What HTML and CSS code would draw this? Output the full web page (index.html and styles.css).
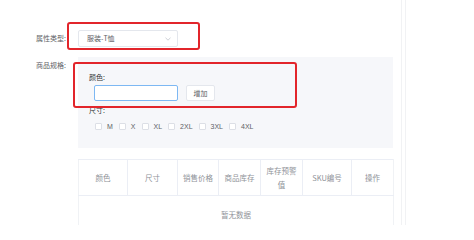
FILE: index.html
```html
<!DOCTYPE html>
<html lang="zh">
<head>
<meta charset="utf-8">
<link rel="stylesheet" href="styles.css">
</head>
<body>
<div class="page">
  <div class="main">
    <div class="form-item">
      <div class="label">属性类型:</div>
      <div class="select">
        <span class="select-text">服装-T恤</span>
        <svg class="chev" width="6" height="4" viewBox="0 0 6 4"><path d="M0.5 0.8 L3 3.2 L5.5 0.8" fill="none" stroke="#c0c4cc" stroke-width="0.8"/></svg>
      </div>
    </div>
    <div class="form-item spec">
      <div class="label">商品规格:</div>
      <div class="content">
        <div class="panel">
          <div class="sub-label">颜色:</div>
          <div class="add-row">
            <div class="input"></div>
            <div class="btn">增加</div>
          </div>
          <div class="sub-label size">尺寸:</div>
          <div class="checks">
            <label class="check"><span class="box"></span><span>M</span></label>
            <label class="check"><span class="box"></span><span>X</span></label>
            <label class="check"><span class="box"></span><span>XL</span></label>
            <label class="check"><span class="box"></span><span>2XL</span></label>
            <label class="check"><span class="box"></span><span>3XL</span></label>
            <label class="check"><span class="box"></span><span>4XL</span></label>
          </div>
        </div>
        <table class="sku">
          <colgroup>
            <col class="c49"><col class="c50"><col class="c41"><col class="c42"><col class="c42"><col class="c49"><col class="c42">
          </colgroup>
          <thead>
            <tr>
              <th>颜色</th><th>尺寸</th><th>销售价格</th><th>商品库存</th><th>库存预警值</th><th>SKU编号</th><th>操作</th>
            </tr>
          </thead>
          <tbody>
            <tr><td colspan="7" class="empty">暂无数据</td></tr>
          </tbody>
        </table>
      </div>
    </div>
  </div>
  <div class="side"></div>
</div>
<div class="mark mark1"></div>
<div class="mark mark2"></div>
</body>
</html>
```
FILE: styles.css
```css
html, body {
  margin: 0;
  padding: 0;
  background: #ffffff;
}
body {
  width: 474px;
  height: 225px;
  overflow: hidden;
  position: relative;
  font-family: "Noto Sans CJK SC", "Liberation Sans", sans-serif;
  font-size: 7px;
  color: #606266;
}
.page {
  display: flex;
  height: 225px;
}
.main {
  width: 401px;
  padding-top: 30px;
  box-sizing: border-box;
}
.side {
  width: 3px;
  height: 225px;
  border-left: 1px solid #f1f2f4;
  border-right: 1px solid #f1f2f4;
}
.form-item {
  display: flex;
  align-items: flex-start;
}
.label {
  width: 78px;
  box-sizing: border-box;
  padding-right: 12px;
  text-align: right;
  line-height: 17px;
  height: 17px;
  color: #606266;
}
.select {
  width: 100px;
  height: 17px;
  box-sizing: border-box;
  border: 1px solid #e4e7ed;
  border-radius: 2px;
  display: flex;
  align-items: center;
  justify-content: space-between;
  padding: 0 6px 0 8px;
  background: #fff;
}
.select-text {
  line-height: 15px;
  color: #606266;
}
.spec {
  margin-top: 10px;
}
.content {
  width: 315px;
}
.panel {
  background: #f6f7fa;
  padding: 14px 0 16px 11px;
}
.sub-label {
  line-height: 12px;
  height: 12px;
  color: #303133;
}
.sub-label.size {
  margin-top: 3px;
}
.add-row {
  display: flex;
  margin-top: 2px;
  margin-left: 5px;
  gap: 8px;
}
.input {
  width: 84px;
  height: 16px;
  box-sizing: border-box;
  border: 1px solid #7db8f3;
  border-radius: 2px;
  background: #fff;
}
.btn {
  width: 29px;
  height: 16px;
  box-sizing: border-box;
  border: 1px solid #e4e7ed;
  border-radius: 2px;
  background: #fff;
  text-align: center;
  line-height: 14px;
  color: #606266;
}
.checks {
  display: flex;
  margin-top: 5px;
  margin-left: 6px;
  height: 11px;
  align-items: center;
  gap: 6px;
}
.check {
  display: flex;
  align-items: center;
  gap: 5px;
  font-family: "Liberation Sans", sans-serif;
  font-size: 7px;
  color: #606266;
}
.box {
  width: 7px;
  height: 7px;
  box-sizing: border-box;
  border: 1px solid #dcdfe6;
  border-radius: 1px;
  background: #fff;
}
.sku {
  margin-top: 11px;
  width: 315px;
  border-collapse: collapse;
  table-layout: fixed;
  border-top: 1px solid #ebeef5;
  border-left: 1px solid #f0f2f5;
  border-right: 1px solid #f0f2f5;
  font-size: 7.5px;
}
.c49 { width: 49px; }
.c50 { width: 50px; }
.c41 { width: 41px; }
.c42 { width: 42px; }
.sku th {
  height: 36px;
  padding: 0 5px;
  font-weight: normal;
  color: #909399;
  line-height: 14px;
  border-right: 1px solid #ebeef5;
  border-bottom: 1px solid #ebeef5;
  text-align: center;
  box-sizing: border-box;
}
.sku th:last-child {
  border-right: none;
}
.sku td.empty {
  height: 34px;
  text-align: center;
  color: #909399;
}
.mark {
  position: absolute;
  border: 2px solid #e2252b;
  border-radius: 3px;
  box-sizing: border-box;
}
.mark1 {
  left: 67px;
  top: 22px;
  width: 133px;
  height: 28px;
}
.mark2 {
  left: 73px;
  top: 62px;
  width: 224px;
  height: 46px;
}
```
###
_The exercise_:
Quote each line of the listing exactly, but leave the pictures out.

_Task result_:
What HTML and CSS code would draw this? Output the full web page (index.html and styles.css).
FILE: index.html
```html
<!DOCTYPE html>
<html lang="zh">
<head>
<meta charset="utf-8">
<link rel="stylesheet" href="styles.css">
</head>
<body>
<div class="page">
  <div class="main">
    <div class="form-item">
      <div class="label">属性类型:</div>
      <div class="select">
        <span class="select-text">服装-T恤</span>
        <svg class="chev" width="6" height="4" viewBox="0 0 6 4"><path d="M0.5 0.8 L3 3.2 L5.5 0.8" fill="none" stroke="#c0c4cc" stroke-width="0.8"/></svg>
      </div>
    </div>
    <div class="form-item spec">
      <div class="label">商品规格:</div>
      <div class="content">
        <div class="panel">
          <div class="sub-label">颜色:</div>
          <div class="add-row">
            <div class="input"></div>
            <div class="btn">增加</div>
          </div>
          <div class="sub-label size">尺寸:</div>
          <div class="checks">
            <label class="check"><span class="box"></span><span>M</span></label>
            <label class="check"><span class="box"></span><span>X</span></label>
            <label class="check"><span class="box"></span><span>XL</span></label>
            <label class="check"><span class="box"></span><span>2XL</span></label>
            <label class="check"><span class="box"></span><span>3XL</span></label>
            <label class="check"><span class="box"></span><span>4XL</span></label>
          </div>
        </div>
        <table class="sku">
          <colgroup>
            <col class="c49"><col class="c50"><col class="c41"><col class="c42"><col class="c42"><col class="c49"><col class="c42">
          </colgroup>
          <thead>
            <tr>
              <th>颜色</th><th>尺寸</th><th>销售价格</th><th>商品库存</th><th>库存预警值</th><th>SKU编号</th><th>操作</th>
            </tr>
          </thead>
          <tbody>
            <tr><td colspan="7" class="empty">暂无数据</td></tr>
          </tbody>
        </table>
      </div>
    </div>
  </div>
  <div class="side"></div>
</div>
<div class="mark mark1"></div>
<div class="mark mark2"></div>
</body>
</html>
```
FILE: styles.css
```css
html, body {
  margin: 0;
  padding: 0;
  background: #ffffff;
}
body {
  width: 474px;
  height: 225px;
  overflow: hidden;
  position: relative;
  font-family: "Noto Sans CJK SC", "Liberation Sans", sans-serif;
  font-size: 7px;
  color: #606266;
}
.page {
  display: flex;
  height: 225px;
}
.main {
  width: 401px;
  padding-top: 30px;
  box-sizing: border-box;
}
.side {
  width: 3px;
  height: 225px;
  border-left: 1px solid #f1f2f4;
  border-right: 1px solid #f1f2f4;
}
.form-item {
  display: flex;
  align-items: flex-start;
}
.label {
  width: 78px;
  box-sizing: border-box;
  padding-right: 12px;
  text-align: right;
  line-height: 17px;
  height: 17px;
  color: #606266;
}
.select {
  width: 100px;
  height: 17px;
  box-sizing: border-box;
  border: 1px solid #e4e7ed;
  border-radius: 2px;
  display: flex;
  align-items: center;
  justify-content: space-between;
  padding: 0 6px 0 8px;
  background: #fff;
}
.select-text {
  line-height: 15px;
  color: #606266;
}
.spec {
  margin-top: 10px;
}
.content {
  width: 315px;
}
.panel {
  background: #f6f7fa;
  padding: 14px 0 16px 11px;
}
.sub-label {
  line-height: 12px;
  height: 12px;
  color: #303133;
}
.sub-label.size {
  margin-top: 3px;
}
.add-row {
  display: flex;
  margin-top: 2px;
  margin-left: 5px;
  gap: 8px;
}
.input {
  width: 84px;
  height: 16px;
  box-sizing: border-box;
  border: 1px solid #7db8f3;
  border-radius: 2px;
  background: #fff;
}
.btn {
  width: 29px;
  height: 16px;
  box-sizing: border-box;
  border: 1px solid #e4e7ed;
  border-radius: 2px;
  background: #fff;
  text-align: center;
  line-height: 14px;
  color: #606266;
}
.checks {
  display: flex;
  margin-top: 5px;
  margin-left: 6px;
  height: 11px;
  align-items: center;
  gap: 6px;
}
.check {
  display: flex;
  align-items: center;
  gap: 5px;
  font-family: "Liberation Sans", sans-serif;
  font-size: 7px;
  color: #606266;
}
.box {
  width: 7px;
  height: 7px;
  box-sizing: border-box;
  border: 1px solid #dcdfe6;
  border-radius: 1px;
  background: #fff;
}
.sku {
  margin-top: 11px;
  width: 315px;
  border-collapse: collapse;
  table-layout: fixed;
  border-top: 1px solid #ebeef5;
  border-left: 1px solid #f0f2f5;
  border-right: 1px solid #f0f2f5;
  font-size: 7.5px;
}
.c49 { width: 49px; }
.c50 { width: 50px; }
.c41 { width: 41px; }
.c42 { width: 42px; }
.sku th {
  height: 36px;
  padding: 0 5px;
  font-weight: normal;
  color: #909399;
  line-height: 14px;
  border-right: 1px solid #ebeef5;
  border-bottom: 1px solid #ebeef5;
  text-align: center;
  box-sizing: border-box;
}
.sku th:last-child {
  border-right: none;
}
.sku td.empty {
  height: 34px;
  text-align: center;
  color: #909399;
}
.mark {
  position: absolute;
  border: 2px solid #e2252b;
  border-radius: 3px;
  box-sizing: border-box;
}
.mark1 {
  left: 67px;
  top: 22px;
  width: 133px;
  height: 28px;
}
.mark2 {
  left: 73px;
  top: 62px;
  width: 224px;
  height: 46px;
}
```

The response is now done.